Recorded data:

——————

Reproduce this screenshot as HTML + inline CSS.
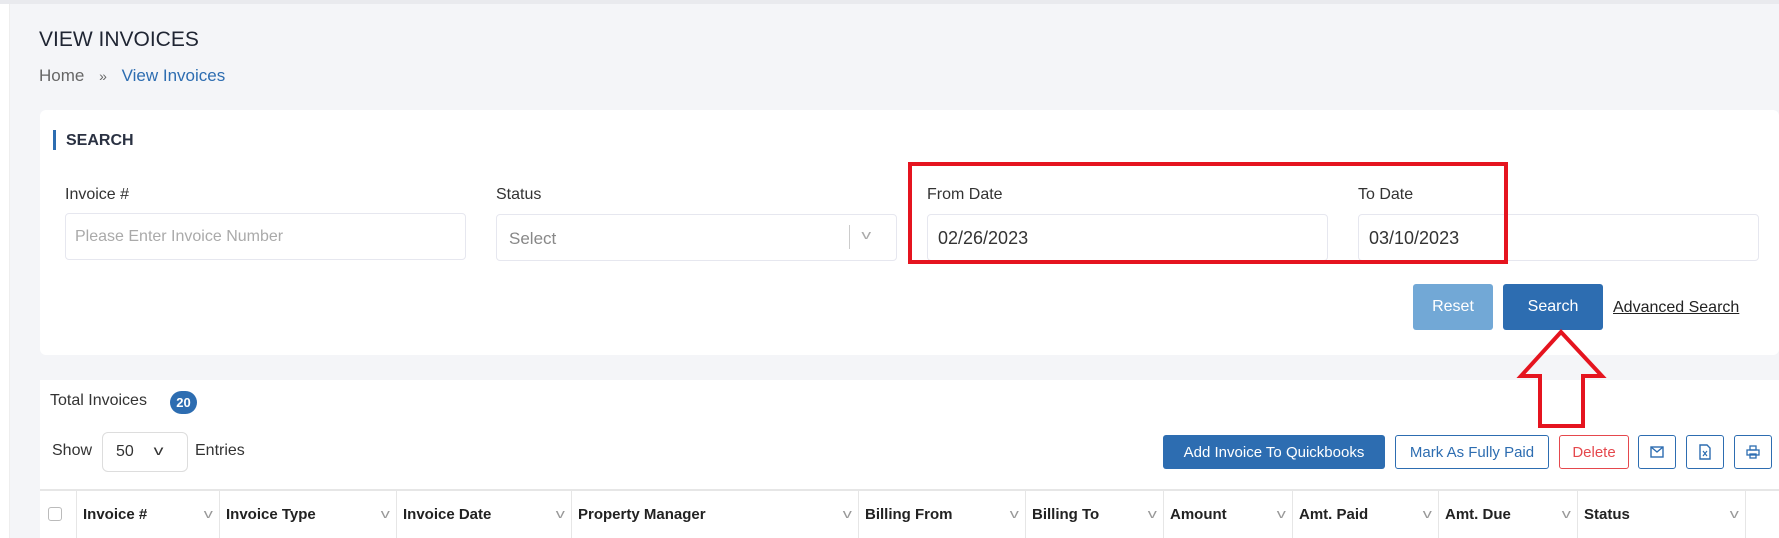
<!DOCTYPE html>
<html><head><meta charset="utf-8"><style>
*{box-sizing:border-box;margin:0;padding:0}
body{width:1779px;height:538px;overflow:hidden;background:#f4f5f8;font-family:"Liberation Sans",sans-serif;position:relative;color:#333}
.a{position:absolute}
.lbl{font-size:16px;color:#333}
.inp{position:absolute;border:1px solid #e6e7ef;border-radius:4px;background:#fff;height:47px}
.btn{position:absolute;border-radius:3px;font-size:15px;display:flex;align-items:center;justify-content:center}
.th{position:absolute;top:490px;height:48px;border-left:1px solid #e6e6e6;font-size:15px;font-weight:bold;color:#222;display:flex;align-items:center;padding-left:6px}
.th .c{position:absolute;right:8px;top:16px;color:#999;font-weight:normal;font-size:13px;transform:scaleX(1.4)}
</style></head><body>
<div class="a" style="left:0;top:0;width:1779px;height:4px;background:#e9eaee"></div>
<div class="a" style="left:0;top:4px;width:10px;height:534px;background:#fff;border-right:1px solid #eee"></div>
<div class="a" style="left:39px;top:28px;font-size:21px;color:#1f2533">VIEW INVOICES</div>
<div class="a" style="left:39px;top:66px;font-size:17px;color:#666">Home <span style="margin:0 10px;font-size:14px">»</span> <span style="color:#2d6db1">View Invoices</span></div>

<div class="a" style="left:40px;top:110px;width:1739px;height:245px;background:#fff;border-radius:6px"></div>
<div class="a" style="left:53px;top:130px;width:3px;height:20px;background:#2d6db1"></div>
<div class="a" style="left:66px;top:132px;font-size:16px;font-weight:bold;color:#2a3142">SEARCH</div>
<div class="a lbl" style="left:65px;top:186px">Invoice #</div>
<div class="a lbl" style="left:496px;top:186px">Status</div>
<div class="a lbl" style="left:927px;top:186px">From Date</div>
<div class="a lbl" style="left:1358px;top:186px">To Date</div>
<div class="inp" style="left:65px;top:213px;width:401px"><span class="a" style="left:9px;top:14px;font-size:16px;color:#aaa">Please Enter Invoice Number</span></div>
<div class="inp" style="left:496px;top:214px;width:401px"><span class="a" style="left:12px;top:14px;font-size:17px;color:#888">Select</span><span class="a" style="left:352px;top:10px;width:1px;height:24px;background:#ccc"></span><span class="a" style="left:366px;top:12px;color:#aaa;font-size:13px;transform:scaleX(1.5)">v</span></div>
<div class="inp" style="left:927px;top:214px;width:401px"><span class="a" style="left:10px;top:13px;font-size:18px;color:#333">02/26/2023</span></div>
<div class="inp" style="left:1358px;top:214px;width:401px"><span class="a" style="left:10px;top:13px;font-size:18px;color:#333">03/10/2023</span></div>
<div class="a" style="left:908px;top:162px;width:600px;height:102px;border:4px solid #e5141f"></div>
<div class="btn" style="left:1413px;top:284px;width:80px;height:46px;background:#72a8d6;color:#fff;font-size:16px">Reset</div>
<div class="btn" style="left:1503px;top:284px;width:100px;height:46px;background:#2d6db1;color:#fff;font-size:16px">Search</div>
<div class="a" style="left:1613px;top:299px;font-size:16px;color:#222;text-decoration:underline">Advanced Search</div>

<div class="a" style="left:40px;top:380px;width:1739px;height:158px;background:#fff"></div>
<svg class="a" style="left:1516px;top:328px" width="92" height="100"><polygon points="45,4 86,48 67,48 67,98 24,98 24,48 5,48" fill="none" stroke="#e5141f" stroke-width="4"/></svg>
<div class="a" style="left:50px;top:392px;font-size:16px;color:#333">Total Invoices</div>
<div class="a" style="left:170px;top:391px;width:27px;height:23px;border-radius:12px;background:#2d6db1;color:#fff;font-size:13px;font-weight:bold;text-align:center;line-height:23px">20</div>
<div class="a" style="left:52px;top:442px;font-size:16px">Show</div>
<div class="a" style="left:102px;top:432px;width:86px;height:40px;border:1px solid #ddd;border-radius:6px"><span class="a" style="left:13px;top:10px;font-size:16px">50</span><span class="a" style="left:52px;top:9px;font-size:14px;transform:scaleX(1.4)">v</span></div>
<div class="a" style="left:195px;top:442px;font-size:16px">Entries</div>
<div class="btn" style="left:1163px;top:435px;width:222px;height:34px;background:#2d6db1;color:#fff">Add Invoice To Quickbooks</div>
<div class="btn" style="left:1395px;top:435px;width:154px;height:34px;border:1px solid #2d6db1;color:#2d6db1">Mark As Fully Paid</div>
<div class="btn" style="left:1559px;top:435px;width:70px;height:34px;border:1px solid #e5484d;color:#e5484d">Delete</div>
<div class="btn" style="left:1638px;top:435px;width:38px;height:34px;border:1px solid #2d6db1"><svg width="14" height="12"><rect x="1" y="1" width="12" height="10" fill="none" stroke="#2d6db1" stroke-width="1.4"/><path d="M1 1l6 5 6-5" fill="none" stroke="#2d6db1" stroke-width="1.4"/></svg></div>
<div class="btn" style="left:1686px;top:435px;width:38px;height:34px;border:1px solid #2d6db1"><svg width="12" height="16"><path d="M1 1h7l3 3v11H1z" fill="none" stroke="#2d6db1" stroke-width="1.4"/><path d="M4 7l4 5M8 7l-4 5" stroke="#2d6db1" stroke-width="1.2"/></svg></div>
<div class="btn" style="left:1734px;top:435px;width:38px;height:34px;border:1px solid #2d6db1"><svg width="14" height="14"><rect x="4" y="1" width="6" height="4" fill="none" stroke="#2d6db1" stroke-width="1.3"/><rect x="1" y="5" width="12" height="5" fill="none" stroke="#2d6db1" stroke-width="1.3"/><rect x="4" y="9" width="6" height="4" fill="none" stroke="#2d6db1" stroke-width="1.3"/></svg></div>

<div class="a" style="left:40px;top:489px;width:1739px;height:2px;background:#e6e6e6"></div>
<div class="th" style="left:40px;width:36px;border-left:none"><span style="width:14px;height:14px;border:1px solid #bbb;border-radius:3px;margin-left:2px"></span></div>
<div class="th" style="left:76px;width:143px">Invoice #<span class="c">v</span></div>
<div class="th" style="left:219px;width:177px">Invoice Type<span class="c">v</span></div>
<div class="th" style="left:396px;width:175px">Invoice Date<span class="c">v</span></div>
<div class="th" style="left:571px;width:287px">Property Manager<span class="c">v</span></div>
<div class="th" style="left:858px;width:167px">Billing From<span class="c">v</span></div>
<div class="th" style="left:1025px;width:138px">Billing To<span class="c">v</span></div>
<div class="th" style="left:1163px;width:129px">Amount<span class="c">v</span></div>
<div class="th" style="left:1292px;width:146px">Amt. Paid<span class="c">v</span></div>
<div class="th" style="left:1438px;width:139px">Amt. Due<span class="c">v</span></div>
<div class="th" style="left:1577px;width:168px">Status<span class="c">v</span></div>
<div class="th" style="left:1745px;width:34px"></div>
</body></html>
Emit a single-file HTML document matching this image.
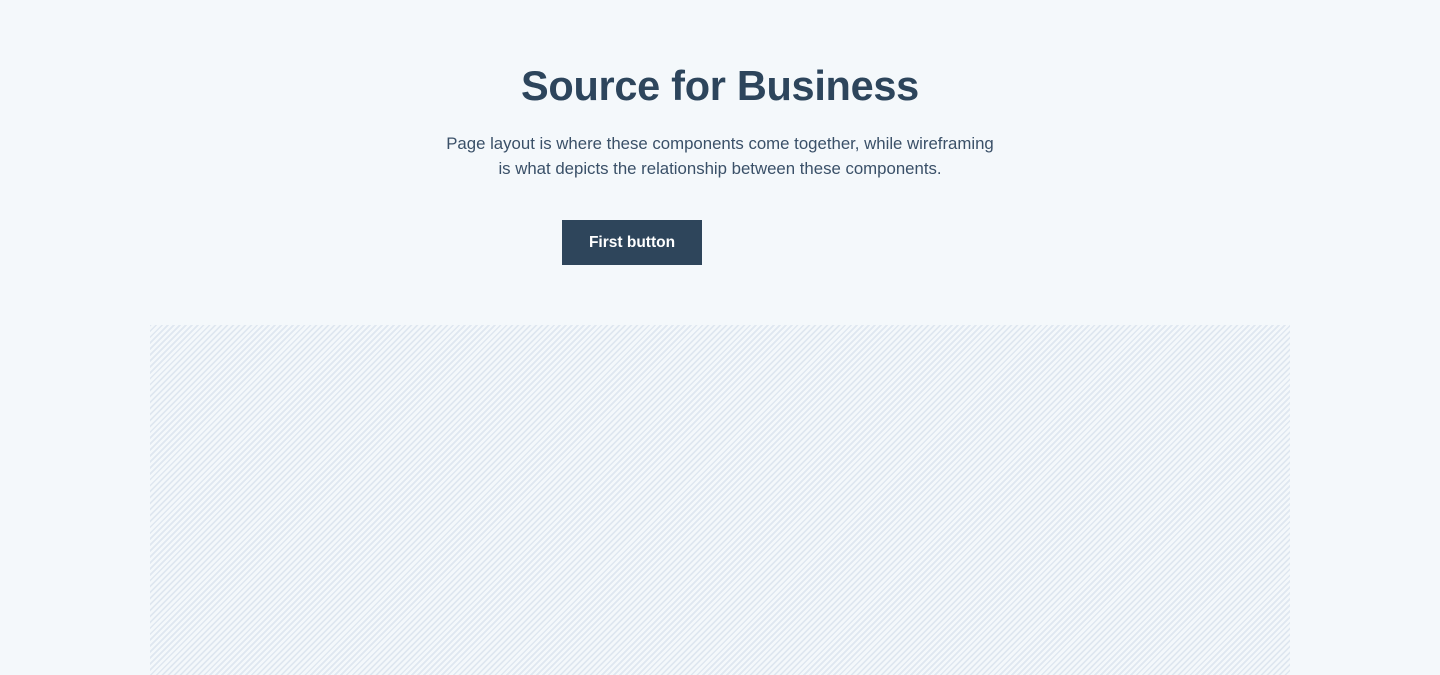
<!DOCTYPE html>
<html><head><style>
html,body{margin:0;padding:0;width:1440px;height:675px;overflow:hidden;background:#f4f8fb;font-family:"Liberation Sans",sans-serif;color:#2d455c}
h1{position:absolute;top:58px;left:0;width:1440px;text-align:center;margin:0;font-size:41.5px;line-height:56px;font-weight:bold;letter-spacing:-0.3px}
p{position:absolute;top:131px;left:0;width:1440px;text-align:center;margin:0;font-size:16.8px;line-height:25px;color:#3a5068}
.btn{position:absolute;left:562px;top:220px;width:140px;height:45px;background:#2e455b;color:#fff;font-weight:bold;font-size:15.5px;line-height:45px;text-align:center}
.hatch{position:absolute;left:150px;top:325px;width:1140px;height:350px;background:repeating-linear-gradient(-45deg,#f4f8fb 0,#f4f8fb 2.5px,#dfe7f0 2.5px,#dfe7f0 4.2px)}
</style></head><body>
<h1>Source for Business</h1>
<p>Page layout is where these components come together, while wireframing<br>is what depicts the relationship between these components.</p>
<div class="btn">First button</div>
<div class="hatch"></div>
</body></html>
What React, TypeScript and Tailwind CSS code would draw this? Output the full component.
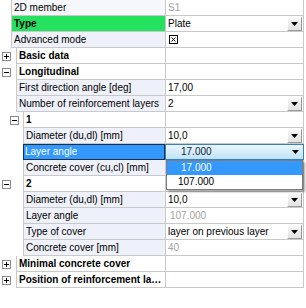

——————

**Exercise brief**:
Exactly reproduce the lines beginning at the one that contains "Emit a single-file" and ending at the final line of the material, with the pictures left out.

**Answer**:
Emit a single-file HTML document matching this image.
<!DOCTYPE html>
<html><head><style>
html,body{margin:0;padding:0;width:1440px;height:675px;overflow:hidden;background:#f4f8fb;font-family:"Liberation Sans",sans-serif;color:#2d455c}
h1{position:absolute;top:58px;left:0;width:1440px;text-align:center;margin:0;font-size:41.5px;line-height:56px;font-weight:bold;letter-spacing:-0.3px}
p{position:absolute;top:131px;left:0;width:1440px;text-align:center;margin:0;font-size:16.8px;line-height:25px;color:#3a5068}
.btn{position:absolute;left:562px;top:220px;width:140px;height:45px;background:#2e455b;color:#fff;font-weight:bold;font-size:15.5px;line-height:45px;text-align:center}
.hatch{position:absolute;left:150px;top:325px;width:1140px;height:350px;background:repeating-linear-gradient(-45deg,#f4f8fb 0,#f4f8fb 2.5px,#dfe7f0 2.5px,#dfe7f0 4.2px)}
</style></head><body>
<h1>Source for Business</h1>
<p>Page layout is where these components come together, while wireframing<br>is what depicts the relationship between these components.</p>
<div class="btn">First button</div>
<div class="hatch"></div>
</body></html>
What React, TypeScript and Tailwind CSS code would draw this? Output the full component.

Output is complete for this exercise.